Fitch too said the rising debt is mitigated by “the airlines pre-approval for the overall capital program as well as the residual agreement with stronger financial covenants that will go into effect in conjunction with this bond issue.”
The threat of a Fitch downgrade tied to concern over a Puerto Rico court ruling has eased. Fitch warned that court ruling in Puerto Rico's Title III bankruptcy earlier this year that dismissed claims on repayment of Puerto Rico Highways and Transportation Authority debt could damage special revenue credits rated above a municipality's issuer rating. Fitch rates O'Hare GARBs A while it rates Chicago's general obligation debt BBB-minus.
“While the outcome of the litigation could result in modifications to Fitch's approach for certain public finance sectors, Fitch believes that bonds issued by municipalities secured by a pledge of airport revenues have particularly strong protections for bondholders under federal laws and therefore negative credit implication are unlikely,” analysts wrote in the new O’Hare review.
Moody’s Investors Service, which rates the airport debt at A2 but was not asked to rate the new deal, warned earlier this year that the higher leverage tied to the makeover could damage the airport’s competitive edge and labeled it a credit negative.
Chicago’s airport credits have fared well in the market compared the city's general obligation credit.

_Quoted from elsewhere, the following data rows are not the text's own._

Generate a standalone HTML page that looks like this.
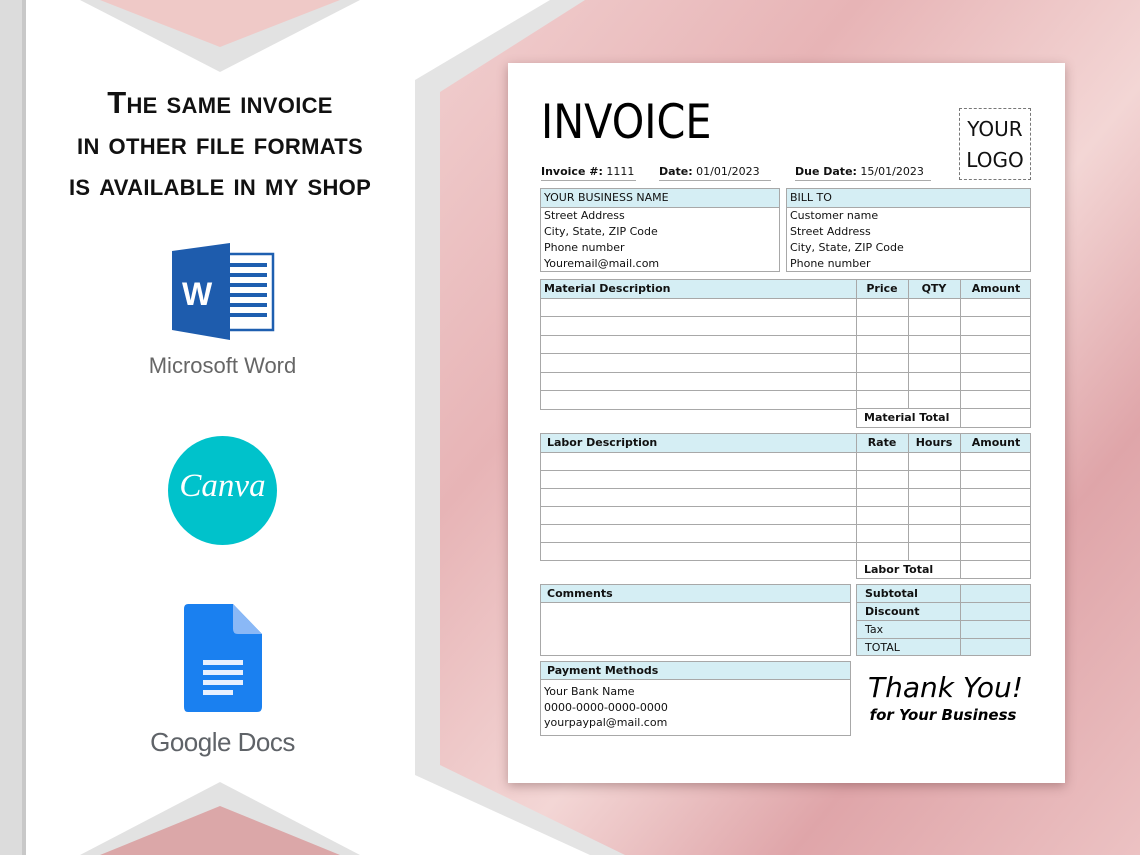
<!DOCTYPE html>
<html><head><meta charset="utf-8">
<style>
*{margin:0;padding:0;box-sizing:border-box}
body{width:1140px;height:855px;overflow:hidden;position:relative;background:#fff;font-family:"DejaVu Sans","Liberation Sans",sans-serif}
.abs{position:absolute}
.inv{font-family:"DejaVu Sans",sans-serif;color:#111;font-size:11px;line-height:16px;white-space:nowrap}
.box{position:absolute;border:1.3px solid #a8a8a8;background:#fff}
.hd{background:#d5eef4;border-bottom:1.3px solid #a8a8a8;height:19px;line-height:18px;padding-left:3px}
.b{font-weight:bold}
.hl{position:absolute;left:0;right:0;height:0;border-top:1.3px solid #a8a8a8}
.vl{position:absolute;top:0;bottom:0;width:0;border-left:1.3px solid #a8a8a8}
</style></head><body>
<svg class="abs" style="left:0;top:0" width="1140" height="855">
<defs>
<linearGradient id="pk" x1="0" y1="0" x2="1" y2="1">
<stop offset="0" stop-color="#f1cfcf"/><stop offset="0.3" stop-color="#e7b4b6"/><stop offset="0.55" stop-color="#f3d6d5"/><stop offset="0.75" stop-color="#dfa5a9"/><stop offset="1" stop-color="#ecc2c3"/>
</linearGradient>
</defs>
<rect x="0" y="0" width="26" height="855" fill="#dcdcdc"/>
<rect x="22" y="0" width="4" height="855" fill="#c8c8c8"/>
<polygon points="80,0 360,0 220,72" fill="#e2e2e2"/>
<polygon points="100,0 340,0 220,47" fill="#efc9c7"/>
<polygon points="80,855 360,855 220,782" fill="#e2e2e2"/>
<polygon points="100,855 340,855 220,806" fill="#dba7a8"/>
<polygon points="550,0 1140,0 1140,855 590,855 415,775 415,80" fill="#e4e4e4"/>
<polygon points="585,0 1140,0 1140,855 625,855 440,765 440,92" fill="url(#pk)"/>
</svg>
<!-- left text -->
<div class="abs" style="left:20px;top:82px;width:400px;text-align:center;font-family:'Liberation Sans',sans-serif;font-variant:small-caps;font-weight:bold;font-size:31px;line-height:41px;color:#111;letter-spacing:0.3px;white-space:nowrap">The same invoice<br>in other file formats<br>is available in my shop</div>
<!-- word icon -->
<svg class="abs" style="left:170px;top:242px" width="106" height="100">
<rect x="56" y="12" width="47" height="76" fill="#fff" stroke="#1e5fb0" stroke-width="2.5"/>
<g fill="#1e5fb0"><rect x="60" y="21" width="37" height="4"/><rect x="60" y="31" width="37" height="4"/><rect x="60" y="41" width="37" height="4"/><rect x="60" y="51" width="37" height="4"/><rect x="60" y="61" width="37" height="4"/><rect x="60" y="71" width="37" height="4"/></g>
<polygon points="2,9 60,1 60,98 2,88" fill="#1e5cad"/>
<text x="12" y="63" font-family="Liberation Sans" font-weight="bold" font-size="32" fill="#fff">W</text>
</svg>
<div class="abs" style="left:120px;top:353px;width:205px;text-align:center;font-family:'Liberation Sans',sans-serif;font-size:22px;color:#666">Microsoft Word</div>
<!-- canva -->
<div class="abs" style="left:168px;top:436px;width:109px;height:109px;border-radius:50%;background:#00c2cb"></div>
<div class="abs" style="left:168px;top:468px;width:109px;text-align:center;font-family:'Liberation Serif',serif;font-style:italic;font-size:33px;color:#fff">Canva</div>
<!-- gdocs -->
<svg class="abs" style="left:183px;top:603px" width="81" height="111">
<path d="M5 1 H50 L79 31 V104 Q79 109 74 109 H5 Q1 109 1 104 V6 Q1 1 5 1Z" fill="#1a80f0"/>
<path d="M50 1 L79 31 H55 Q50 31 50 26Z" fill="#8ab8f6"/>
<g fill="#e8f0fe"><rect x="20" y="57" width="40" height="5"/><rect x="20" y="67" width="40" height="5"/><rect x="20" y="77" width="40" height="5"/><rect x="20" y="87" width="30" height="5"/></g>
</svg>
<div class="abs" style="left:120px;top:727px;width:205px;text-align:center;font-family:'Liberation Sans',sans-serif;font-size:26px;color:#5f6368;letter-spacing:-0.5px">Google Docs</div>

<!-- paper -->
<div class="abs" style="left:508px;top:63px;width:557px;height:720px;background:#fff;box-shadow:0 3px 10px rgba(80,40,40,0.35)"></div>
<div class="inv">
<div class="abs" style="left:541px;top:94px;font-size:47px;line-height:58px;color:#000;transform:scaleX(0.88);transform-origin:left top">INVOICE</div>
<div class="abs" style="left:959px;top:108px;width:72px;height:72px;border:1.3px dashed #777;text-align:center;font-size:20px;line-height:31px;padding-top:5px;color:#111">YOUR<br>LOGO</div>
<div class="abs" style="left:541px;top:164px;width:95px;border-bottom:1px solid #aaa"><span class="b">Invoice #:</span> 1111</div>
<div class="abs" style="left:659px;top:164px;width:112px;border-bottom:1px solid #aaa"><span class="b">Date:</span> 01/01/2023</div>
<div class="abs" style="left:795px;top:164px;width:136px;border-bottom:1px solid #aaa"><span class="b">Due Date:</span> 15/01/2023</div>

<div class="box" style="left:540px;top:188px;width:240px;height:84px"><div class="hd">YOUR BUSINESS NAME</div><div style="padding-left:3px;line-height:16px">Street Address<br>City, State, ZIP Code<br>Phone number<br>Youremail@mail.com</div></div>
<div class="box" style="left:786px;top:188px;width:245px;height:84px"><div class="hd">BILL TO</div><div style="padding-left:3px;line-height:16px">Customer name<br>Street Address<br>City, State, ZIP Code<br>Phone number</div></div>

<!-- material -->
<div class="box" style="left:540px;top:279px;width:491px;height:131px">
<div class="hd b">Material Description</div>
<div class="hl" style="top:36px"></div><div class="hl" style="top:55px"></div><div class="hl" style="top:73px"></div><div class="hl" style="top:92px"></div><div class="hl" style="top:110px"></div>
<div class="vl" style="left:315px"></div><div class="vl" style="left:367px"></div><div class="vl" style="left:419px"></div>
<div class="abs b" style="left:315px;top:0;width:52px;text-align:center;line-height:18px">Price</div>
<div class="abs b" style="left:367px;top:0;width:52px;text-align:center;line-height:18px">QTY</div>
<div class="abs b" style="left:419px;top:0;width:72px;text-align:center;line-height:18px">Amount</div>
</div>
<div class="box" style="left:856px;top:408px;width:175px;height:20px"><div class="vl" style="left:103px"></div><div class="b" style="padding-left:7px;line-height:18px">Material Total</div></div>

<!-- labor -->
<div class="box" style="left:540px;top:433px;width:491px;height:128px">
<div class="hd b" style="padding-left:6px">Labor Description</div>
<div class="hl" style="top:36px"></div><div class="hl" style="top:54px"></div><div class="hl" style="top:72px"></div><div class="hl" style="top:90px"></div><div class="hl" style="top:108px"></div>
<div class="vl" style="left:315px"></div><div class="vl" style="left:367px"></div><div class="vl" style="left:419px"></div>
<div class="abs b" style="left:315px;top:0;width:52px;text-align:center;line-height:18px">Rate</div>
<div class="abs b" style="left:367px;top:0;width:52px;text-align:center;line-height:18px">Hours</div>
<div class="abs b" style="left:419px;top:0;width:72px;text-align:center;line-height:18px">Amount</div>
</div>
<div class="box" style="left:856px;top:560px;width:175px;height:19px"><div class="vl" style="left:103px"></div><div class="b" style="padding-left:7px;line-height:17px">Labor Total</div></div>

<div class="box" style="left:540px;top:584px;width:311px;height:72px"><div class="hd b" style="height:18px;line-height:17px;padding-left:6px">Comments</div></div>
<div class="box" style="left:856px;top:584px;width:175px;height:72px;background:#d5eef4">
<div class="hl" style="top:17px"></div><div class="hl" style="top:35px"></div><div class="hl" style="top:53px"></div>
<div class="vl" style="left:103px"></div>
<div class="b" style="padding-left:8px;line-height:18px">Subtotal<br>Discount<br><span style="font-weight:normal">Tax<br>TOTAL</span></div>
</div>

<div class="box" style="left:540px;top:661px;width:311px;height:75px"><div class="hd b" style="height:18px;line-height:17px;padding-left:6px">Payment Methods</div><div style="padding:4px 0 0 3px;line-height:15.5px">Your Bank Name<br>0000-0000-0000-0000<br>yourpaypal@mail.com</div></div>

<div class="abs" style="left:858px;top:670px;width:175px;text-align:center;font-style:italic;font-size:28px;line-height:36px;color:#000">Thank You!</div>
<div class="abs" style="left:858px;top:705px;width:170px;text-align:center;font-style:italic;font-weight:bold;font-size:15px;line-height:20px;color:#000">for Your Business</div>
</div>
</body></html>
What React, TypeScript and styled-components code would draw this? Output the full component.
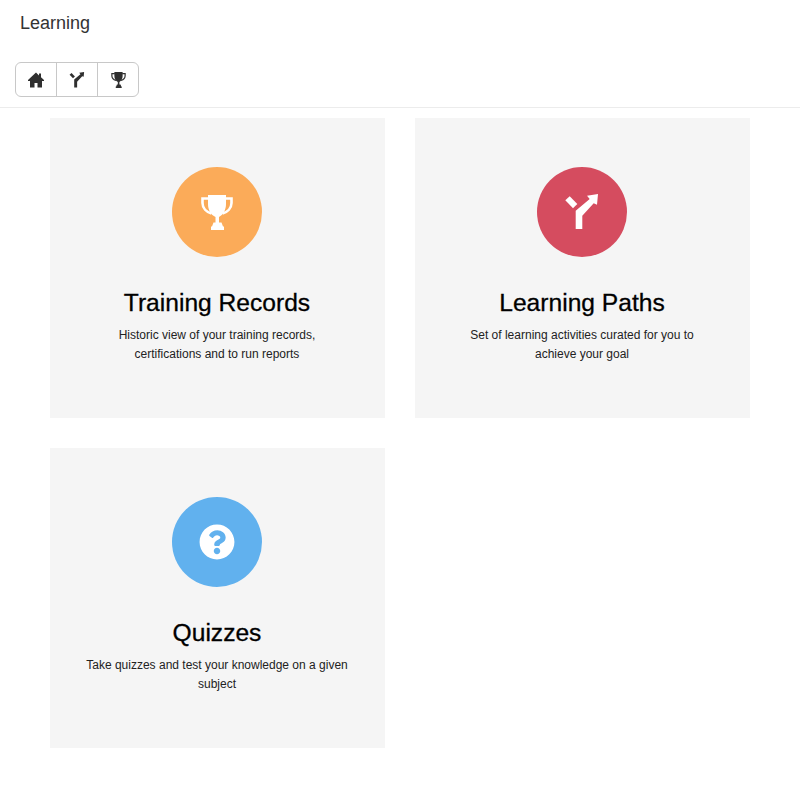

A March report on the airport sector from Janney reported Chicago’s spreads were at about 36 basis points to the Municipal Market Data AAA benchmark, slightly higher than the Los Angeles and Atlanta airports, which are both rated in the double-A category.
A 10-year non alternative minimum tax maturity with a 5% coupon on an O’Hare June 2017 sale for $812 million landed at 2.3%, a 44 basis point spread to the market opening Municipal Market Data’s AAA benchmark with a long 2041 non-AMT, 5% coupon maturity landing at 3.28%, a 65 bp spread.
A 10-year maturity on Chicago’s $1.1 billion O’Hare sale just after the 2016 presidential election landed at an 82 basis point spread to the MMD top benchmark. In a $1 billion sale just before the election, the 10-year landed at a spread of 58 basis points. Both were in non-AMT series.